#### Required work:
Pull out every line below that contains the word "index".

#### Available data:

(begin)

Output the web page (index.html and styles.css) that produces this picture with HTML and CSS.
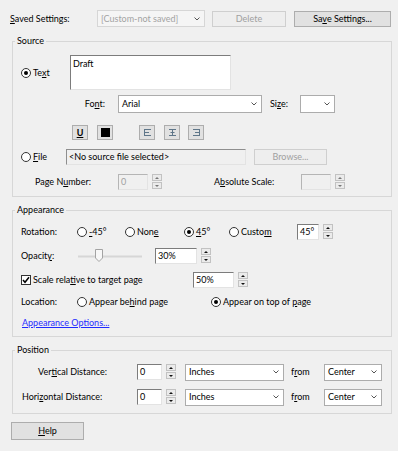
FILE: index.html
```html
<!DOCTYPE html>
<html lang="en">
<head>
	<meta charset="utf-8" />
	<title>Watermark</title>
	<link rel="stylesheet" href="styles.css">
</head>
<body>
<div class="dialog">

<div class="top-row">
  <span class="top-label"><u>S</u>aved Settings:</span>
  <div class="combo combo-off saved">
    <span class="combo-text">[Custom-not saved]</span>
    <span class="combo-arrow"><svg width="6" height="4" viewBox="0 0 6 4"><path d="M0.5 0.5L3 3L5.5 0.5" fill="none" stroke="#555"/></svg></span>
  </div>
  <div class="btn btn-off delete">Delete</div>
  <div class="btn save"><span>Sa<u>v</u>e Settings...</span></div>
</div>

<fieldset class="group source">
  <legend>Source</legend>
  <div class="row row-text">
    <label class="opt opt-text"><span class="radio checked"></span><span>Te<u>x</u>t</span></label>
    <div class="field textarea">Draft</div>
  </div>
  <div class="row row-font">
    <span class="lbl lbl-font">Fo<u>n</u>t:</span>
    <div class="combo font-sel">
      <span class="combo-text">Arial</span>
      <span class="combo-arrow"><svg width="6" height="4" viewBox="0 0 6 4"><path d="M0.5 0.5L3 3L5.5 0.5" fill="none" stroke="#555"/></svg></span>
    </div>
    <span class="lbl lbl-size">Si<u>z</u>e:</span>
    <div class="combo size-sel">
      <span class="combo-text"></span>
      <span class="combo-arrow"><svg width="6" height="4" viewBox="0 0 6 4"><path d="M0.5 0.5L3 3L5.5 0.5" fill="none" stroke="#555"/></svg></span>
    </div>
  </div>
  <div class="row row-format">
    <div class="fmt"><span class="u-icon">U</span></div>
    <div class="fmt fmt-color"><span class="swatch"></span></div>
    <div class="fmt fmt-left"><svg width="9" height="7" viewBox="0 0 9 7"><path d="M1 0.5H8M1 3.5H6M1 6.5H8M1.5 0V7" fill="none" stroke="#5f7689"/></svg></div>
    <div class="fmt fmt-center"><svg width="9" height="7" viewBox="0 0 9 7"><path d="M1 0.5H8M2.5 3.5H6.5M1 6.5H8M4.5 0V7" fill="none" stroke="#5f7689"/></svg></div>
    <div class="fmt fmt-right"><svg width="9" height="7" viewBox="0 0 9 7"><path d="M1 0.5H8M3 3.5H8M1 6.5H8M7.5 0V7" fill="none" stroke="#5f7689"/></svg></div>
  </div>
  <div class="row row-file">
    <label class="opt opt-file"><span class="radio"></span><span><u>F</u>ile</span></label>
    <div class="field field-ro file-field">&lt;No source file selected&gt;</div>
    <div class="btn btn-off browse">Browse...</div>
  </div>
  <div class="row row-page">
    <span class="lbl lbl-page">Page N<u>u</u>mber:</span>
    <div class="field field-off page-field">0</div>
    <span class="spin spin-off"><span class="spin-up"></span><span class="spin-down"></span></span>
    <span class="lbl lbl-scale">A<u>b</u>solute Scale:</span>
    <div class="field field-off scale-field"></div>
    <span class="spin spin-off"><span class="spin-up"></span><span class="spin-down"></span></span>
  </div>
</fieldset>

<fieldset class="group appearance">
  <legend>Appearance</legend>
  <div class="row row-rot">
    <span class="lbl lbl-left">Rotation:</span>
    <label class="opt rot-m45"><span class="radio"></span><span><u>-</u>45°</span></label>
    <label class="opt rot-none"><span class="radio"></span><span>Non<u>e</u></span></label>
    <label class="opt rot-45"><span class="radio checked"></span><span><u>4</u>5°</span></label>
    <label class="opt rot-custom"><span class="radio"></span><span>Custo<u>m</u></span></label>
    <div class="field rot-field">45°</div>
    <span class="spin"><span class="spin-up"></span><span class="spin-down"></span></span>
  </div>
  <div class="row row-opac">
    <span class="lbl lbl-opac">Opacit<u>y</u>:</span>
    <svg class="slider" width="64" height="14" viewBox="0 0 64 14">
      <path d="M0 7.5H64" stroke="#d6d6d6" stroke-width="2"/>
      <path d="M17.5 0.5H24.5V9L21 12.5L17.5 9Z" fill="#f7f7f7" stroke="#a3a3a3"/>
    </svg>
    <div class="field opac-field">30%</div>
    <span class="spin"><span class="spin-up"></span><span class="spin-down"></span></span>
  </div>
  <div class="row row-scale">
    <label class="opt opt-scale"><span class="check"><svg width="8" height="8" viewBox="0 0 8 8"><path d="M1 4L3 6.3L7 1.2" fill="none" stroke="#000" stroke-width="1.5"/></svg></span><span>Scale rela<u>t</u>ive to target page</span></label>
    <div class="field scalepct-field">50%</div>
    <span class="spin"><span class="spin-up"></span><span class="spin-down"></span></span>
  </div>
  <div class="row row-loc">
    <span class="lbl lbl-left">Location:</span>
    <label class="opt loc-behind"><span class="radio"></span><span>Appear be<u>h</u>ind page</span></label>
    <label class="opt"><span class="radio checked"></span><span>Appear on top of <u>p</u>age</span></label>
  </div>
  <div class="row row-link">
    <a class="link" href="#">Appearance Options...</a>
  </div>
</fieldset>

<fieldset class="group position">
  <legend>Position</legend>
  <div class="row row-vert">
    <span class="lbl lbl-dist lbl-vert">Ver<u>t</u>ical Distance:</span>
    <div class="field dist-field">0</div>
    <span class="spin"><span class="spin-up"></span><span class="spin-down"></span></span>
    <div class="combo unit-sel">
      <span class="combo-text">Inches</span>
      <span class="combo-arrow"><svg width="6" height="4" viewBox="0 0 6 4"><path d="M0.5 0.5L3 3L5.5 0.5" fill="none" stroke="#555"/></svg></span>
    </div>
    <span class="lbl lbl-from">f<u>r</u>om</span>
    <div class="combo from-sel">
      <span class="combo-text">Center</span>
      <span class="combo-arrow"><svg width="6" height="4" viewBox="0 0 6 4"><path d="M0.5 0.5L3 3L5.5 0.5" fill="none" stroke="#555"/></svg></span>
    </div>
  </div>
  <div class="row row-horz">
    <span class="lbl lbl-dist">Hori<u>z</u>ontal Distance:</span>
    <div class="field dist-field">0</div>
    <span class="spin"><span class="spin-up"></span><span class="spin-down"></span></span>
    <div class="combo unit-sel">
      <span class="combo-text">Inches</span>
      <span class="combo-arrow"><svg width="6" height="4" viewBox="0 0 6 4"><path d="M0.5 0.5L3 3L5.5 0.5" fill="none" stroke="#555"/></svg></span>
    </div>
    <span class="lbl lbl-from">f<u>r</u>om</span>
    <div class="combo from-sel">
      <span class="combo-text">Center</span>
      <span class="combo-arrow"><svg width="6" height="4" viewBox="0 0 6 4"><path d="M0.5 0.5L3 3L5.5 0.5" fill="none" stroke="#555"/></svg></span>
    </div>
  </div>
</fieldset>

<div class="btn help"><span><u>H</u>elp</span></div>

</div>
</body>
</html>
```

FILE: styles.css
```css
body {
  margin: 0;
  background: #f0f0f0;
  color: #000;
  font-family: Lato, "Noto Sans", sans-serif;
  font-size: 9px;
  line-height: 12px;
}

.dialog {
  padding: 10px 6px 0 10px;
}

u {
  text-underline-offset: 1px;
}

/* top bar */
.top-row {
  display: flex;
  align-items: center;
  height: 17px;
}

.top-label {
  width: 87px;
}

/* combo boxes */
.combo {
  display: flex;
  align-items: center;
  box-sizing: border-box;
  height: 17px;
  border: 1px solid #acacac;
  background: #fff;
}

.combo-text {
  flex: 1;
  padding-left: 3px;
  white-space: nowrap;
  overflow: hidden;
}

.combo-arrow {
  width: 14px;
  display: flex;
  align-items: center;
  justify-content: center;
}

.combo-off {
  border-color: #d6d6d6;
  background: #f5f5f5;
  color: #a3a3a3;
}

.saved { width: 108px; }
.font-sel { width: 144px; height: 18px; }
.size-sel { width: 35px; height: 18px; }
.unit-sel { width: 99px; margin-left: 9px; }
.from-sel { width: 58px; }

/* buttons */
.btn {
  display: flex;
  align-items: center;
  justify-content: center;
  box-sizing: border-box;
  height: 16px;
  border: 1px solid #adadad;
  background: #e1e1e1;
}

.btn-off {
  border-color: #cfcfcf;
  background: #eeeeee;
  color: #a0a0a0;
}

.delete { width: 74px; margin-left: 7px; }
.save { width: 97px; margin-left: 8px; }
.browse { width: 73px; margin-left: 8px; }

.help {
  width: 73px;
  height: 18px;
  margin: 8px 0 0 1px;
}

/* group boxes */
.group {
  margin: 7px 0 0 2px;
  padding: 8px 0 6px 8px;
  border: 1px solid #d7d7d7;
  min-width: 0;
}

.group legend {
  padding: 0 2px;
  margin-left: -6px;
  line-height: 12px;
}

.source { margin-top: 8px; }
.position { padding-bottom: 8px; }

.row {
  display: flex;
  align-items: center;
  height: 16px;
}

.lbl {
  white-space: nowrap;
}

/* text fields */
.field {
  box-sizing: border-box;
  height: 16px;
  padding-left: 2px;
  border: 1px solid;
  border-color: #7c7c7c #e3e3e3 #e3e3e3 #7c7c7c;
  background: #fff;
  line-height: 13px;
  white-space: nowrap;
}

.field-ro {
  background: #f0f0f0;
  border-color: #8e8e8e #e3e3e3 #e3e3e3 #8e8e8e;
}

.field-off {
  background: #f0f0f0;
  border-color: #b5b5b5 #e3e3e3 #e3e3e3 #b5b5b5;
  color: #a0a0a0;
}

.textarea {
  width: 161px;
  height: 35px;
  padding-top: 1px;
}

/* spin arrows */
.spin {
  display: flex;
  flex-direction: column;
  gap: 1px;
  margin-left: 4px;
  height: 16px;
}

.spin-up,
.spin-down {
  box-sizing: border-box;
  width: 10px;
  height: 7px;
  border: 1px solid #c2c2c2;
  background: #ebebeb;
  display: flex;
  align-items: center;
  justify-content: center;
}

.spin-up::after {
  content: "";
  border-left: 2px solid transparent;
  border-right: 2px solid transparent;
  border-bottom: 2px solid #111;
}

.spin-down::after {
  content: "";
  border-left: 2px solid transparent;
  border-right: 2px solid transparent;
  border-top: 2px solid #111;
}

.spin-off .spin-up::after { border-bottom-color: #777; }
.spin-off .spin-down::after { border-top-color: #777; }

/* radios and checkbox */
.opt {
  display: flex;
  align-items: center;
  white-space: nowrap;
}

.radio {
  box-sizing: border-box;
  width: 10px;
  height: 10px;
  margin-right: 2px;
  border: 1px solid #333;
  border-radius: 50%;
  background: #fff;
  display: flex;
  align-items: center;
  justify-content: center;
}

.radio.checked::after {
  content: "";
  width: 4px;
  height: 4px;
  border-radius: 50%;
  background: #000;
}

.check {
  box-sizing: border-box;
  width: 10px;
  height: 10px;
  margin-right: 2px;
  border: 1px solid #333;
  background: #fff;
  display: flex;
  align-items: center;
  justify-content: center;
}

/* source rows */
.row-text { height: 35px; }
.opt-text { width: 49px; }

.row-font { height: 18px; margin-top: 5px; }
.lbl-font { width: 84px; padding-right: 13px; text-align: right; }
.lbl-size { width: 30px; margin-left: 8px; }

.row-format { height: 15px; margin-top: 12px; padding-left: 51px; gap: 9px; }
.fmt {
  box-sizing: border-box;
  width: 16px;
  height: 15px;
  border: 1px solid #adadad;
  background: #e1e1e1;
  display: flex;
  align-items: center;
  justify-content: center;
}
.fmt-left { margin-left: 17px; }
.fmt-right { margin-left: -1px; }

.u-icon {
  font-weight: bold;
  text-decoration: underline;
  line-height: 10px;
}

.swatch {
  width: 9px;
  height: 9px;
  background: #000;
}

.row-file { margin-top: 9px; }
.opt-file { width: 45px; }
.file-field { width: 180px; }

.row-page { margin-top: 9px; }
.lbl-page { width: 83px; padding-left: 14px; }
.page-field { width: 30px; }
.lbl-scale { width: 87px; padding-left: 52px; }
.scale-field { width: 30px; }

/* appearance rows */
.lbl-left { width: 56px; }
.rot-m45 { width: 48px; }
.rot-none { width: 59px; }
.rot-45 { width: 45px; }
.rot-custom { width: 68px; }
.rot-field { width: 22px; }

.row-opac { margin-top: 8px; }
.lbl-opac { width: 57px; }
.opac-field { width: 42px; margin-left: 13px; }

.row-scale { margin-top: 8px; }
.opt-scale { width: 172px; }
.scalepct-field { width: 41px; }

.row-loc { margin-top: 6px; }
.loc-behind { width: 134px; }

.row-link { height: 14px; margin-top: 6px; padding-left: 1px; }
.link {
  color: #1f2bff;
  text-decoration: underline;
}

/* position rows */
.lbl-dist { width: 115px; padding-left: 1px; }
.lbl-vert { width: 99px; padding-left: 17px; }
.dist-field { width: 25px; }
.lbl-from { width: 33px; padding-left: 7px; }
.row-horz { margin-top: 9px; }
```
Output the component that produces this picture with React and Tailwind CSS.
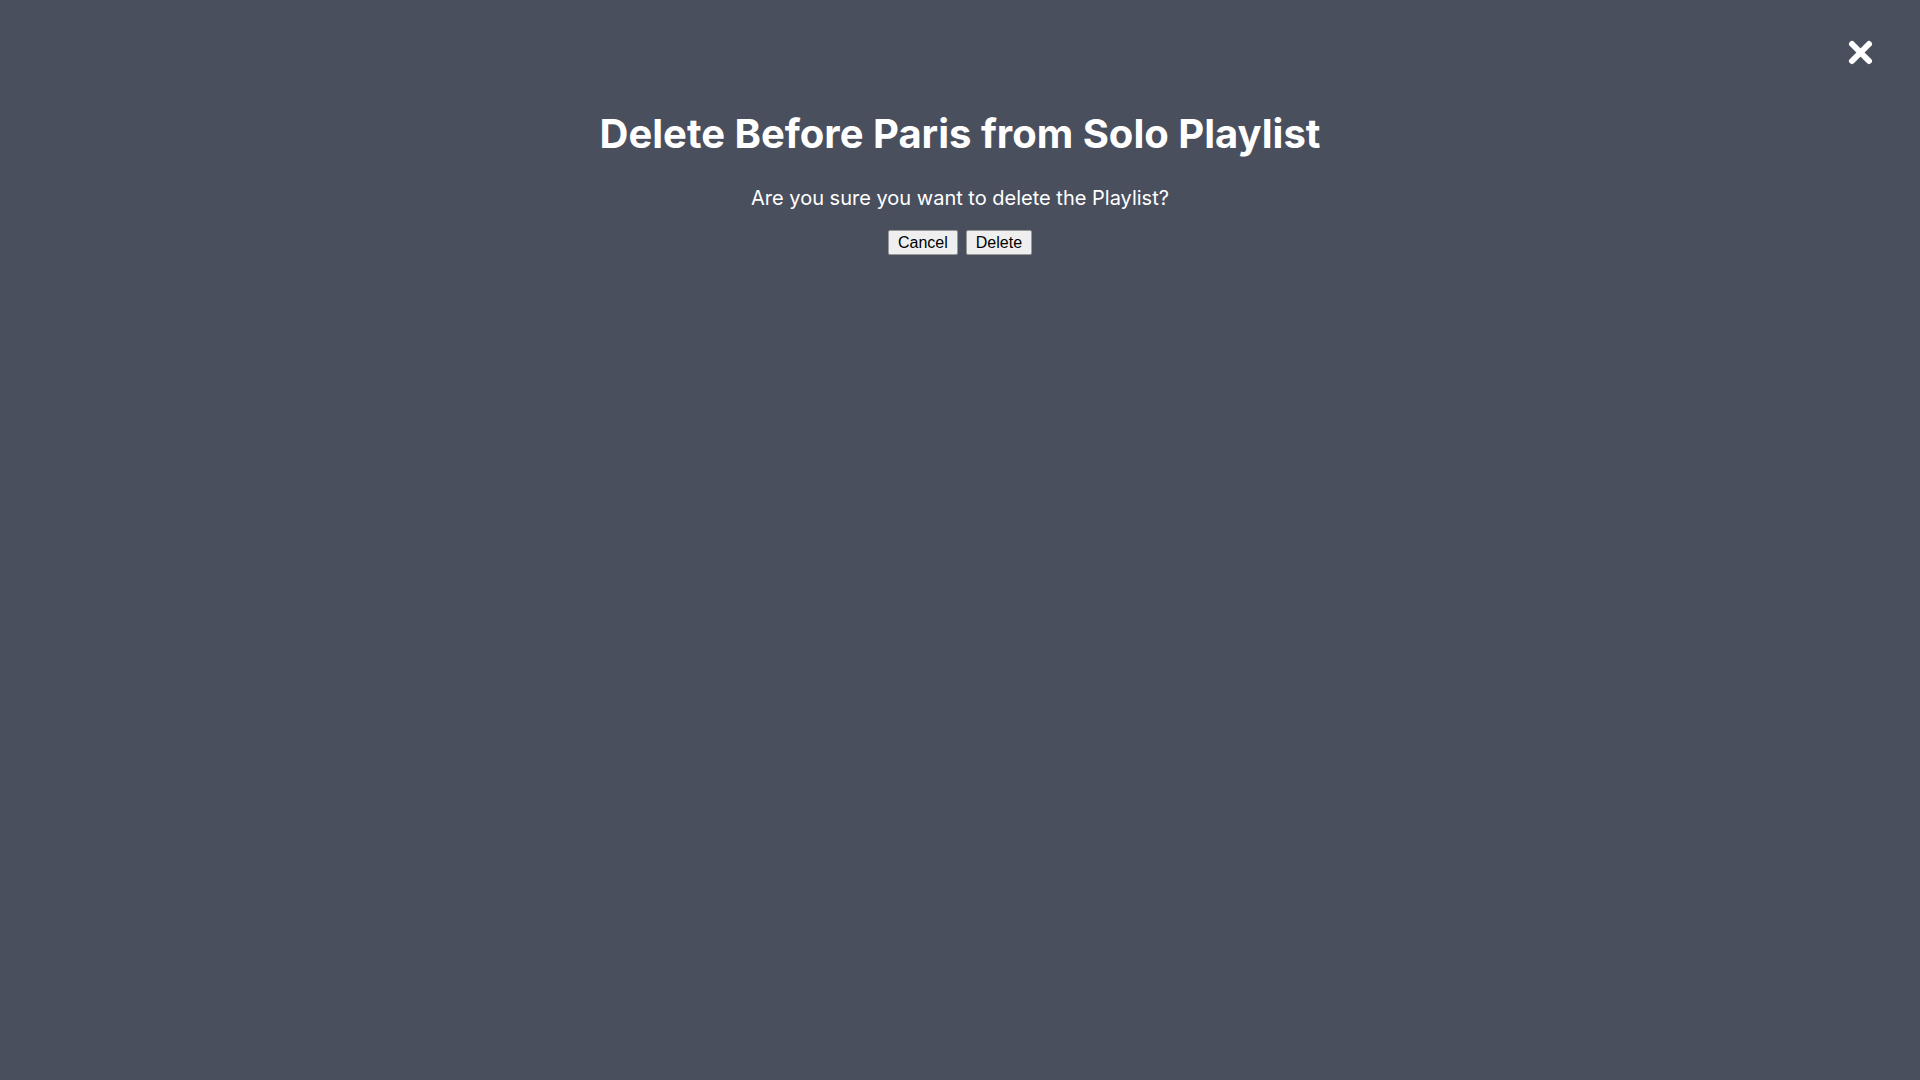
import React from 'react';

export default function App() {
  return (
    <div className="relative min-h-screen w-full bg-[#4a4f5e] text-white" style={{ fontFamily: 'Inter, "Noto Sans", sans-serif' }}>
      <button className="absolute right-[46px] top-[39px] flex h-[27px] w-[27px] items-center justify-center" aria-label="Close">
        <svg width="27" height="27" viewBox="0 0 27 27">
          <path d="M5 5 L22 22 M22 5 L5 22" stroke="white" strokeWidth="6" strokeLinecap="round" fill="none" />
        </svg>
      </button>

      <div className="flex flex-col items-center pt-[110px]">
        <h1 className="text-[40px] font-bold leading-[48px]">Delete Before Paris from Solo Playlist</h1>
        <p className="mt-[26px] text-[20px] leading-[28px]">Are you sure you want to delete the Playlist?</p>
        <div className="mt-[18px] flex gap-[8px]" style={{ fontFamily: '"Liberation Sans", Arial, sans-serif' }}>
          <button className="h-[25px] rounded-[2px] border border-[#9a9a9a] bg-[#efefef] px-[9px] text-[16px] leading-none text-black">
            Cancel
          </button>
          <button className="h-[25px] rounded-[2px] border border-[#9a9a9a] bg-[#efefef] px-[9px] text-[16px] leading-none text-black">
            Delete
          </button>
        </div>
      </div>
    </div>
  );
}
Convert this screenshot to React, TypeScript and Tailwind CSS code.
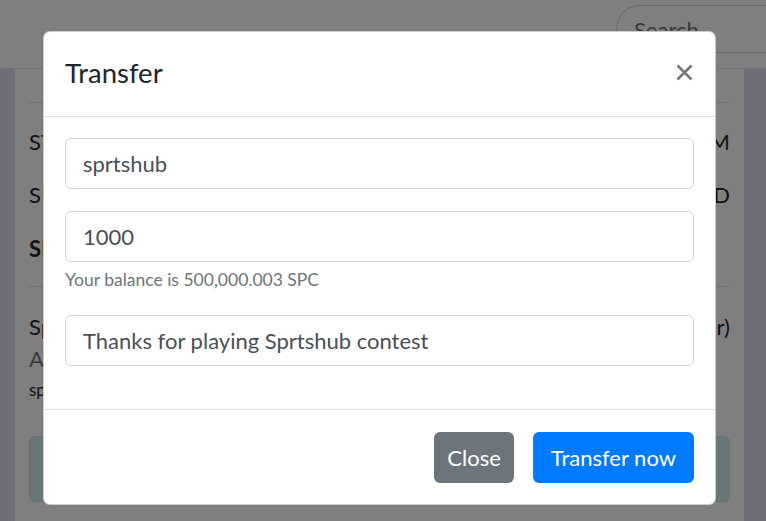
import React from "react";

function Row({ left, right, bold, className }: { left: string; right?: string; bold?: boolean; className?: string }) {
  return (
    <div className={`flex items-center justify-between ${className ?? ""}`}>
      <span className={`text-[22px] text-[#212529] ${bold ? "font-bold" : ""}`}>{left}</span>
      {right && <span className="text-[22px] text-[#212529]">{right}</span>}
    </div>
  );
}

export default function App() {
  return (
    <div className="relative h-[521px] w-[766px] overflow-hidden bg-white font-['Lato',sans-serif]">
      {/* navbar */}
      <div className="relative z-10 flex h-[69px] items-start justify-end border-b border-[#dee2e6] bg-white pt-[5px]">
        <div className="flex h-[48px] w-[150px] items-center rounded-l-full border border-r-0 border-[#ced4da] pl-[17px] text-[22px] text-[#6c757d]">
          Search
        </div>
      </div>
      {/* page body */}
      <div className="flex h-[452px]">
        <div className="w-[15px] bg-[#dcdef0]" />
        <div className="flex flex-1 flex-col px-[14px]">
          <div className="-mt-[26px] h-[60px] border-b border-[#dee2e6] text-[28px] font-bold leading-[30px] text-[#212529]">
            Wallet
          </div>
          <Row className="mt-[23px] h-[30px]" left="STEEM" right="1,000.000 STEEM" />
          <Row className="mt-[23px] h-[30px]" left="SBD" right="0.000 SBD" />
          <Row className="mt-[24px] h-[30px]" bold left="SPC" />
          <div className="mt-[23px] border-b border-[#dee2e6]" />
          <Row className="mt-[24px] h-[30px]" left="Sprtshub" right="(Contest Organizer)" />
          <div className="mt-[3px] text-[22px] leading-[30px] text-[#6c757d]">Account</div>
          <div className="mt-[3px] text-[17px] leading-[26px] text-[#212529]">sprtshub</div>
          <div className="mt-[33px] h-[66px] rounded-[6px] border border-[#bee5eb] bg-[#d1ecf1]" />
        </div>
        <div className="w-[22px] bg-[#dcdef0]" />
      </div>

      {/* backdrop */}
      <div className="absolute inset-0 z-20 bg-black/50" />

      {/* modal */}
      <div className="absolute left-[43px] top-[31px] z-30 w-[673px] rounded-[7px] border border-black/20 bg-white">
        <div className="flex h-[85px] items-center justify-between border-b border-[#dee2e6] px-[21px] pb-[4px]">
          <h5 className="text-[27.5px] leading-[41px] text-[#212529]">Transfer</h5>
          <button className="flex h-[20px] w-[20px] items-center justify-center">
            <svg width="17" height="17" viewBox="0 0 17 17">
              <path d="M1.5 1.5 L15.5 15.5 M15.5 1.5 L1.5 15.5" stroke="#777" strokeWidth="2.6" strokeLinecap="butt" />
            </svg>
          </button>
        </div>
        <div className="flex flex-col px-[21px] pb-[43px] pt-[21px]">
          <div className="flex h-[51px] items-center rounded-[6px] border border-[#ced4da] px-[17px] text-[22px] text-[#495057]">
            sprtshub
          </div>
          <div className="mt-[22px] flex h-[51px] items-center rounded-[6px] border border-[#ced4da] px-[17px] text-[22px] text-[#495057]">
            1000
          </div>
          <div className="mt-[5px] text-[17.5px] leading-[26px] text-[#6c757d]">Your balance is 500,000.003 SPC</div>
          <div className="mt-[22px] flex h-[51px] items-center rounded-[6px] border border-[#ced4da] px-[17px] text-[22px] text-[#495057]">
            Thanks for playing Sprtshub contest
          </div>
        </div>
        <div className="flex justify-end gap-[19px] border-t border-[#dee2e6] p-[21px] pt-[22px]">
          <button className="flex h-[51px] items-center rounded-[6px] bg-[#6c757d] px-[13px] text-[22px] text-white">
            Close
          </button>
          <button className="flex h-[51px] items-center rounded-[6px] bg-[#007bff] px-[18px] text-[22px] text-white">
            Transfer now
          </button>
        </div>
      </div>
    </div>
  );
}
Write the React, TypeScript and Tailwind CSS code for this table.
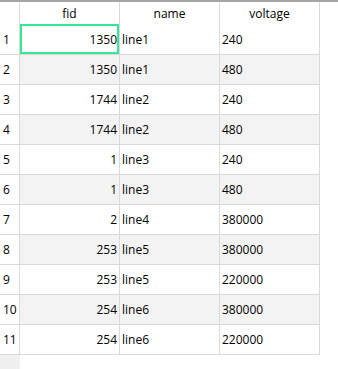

(end)

#### Written response:
Output the web page (index.html and styles.css) that produces this picture with HTML and CSS.
FILE: index.html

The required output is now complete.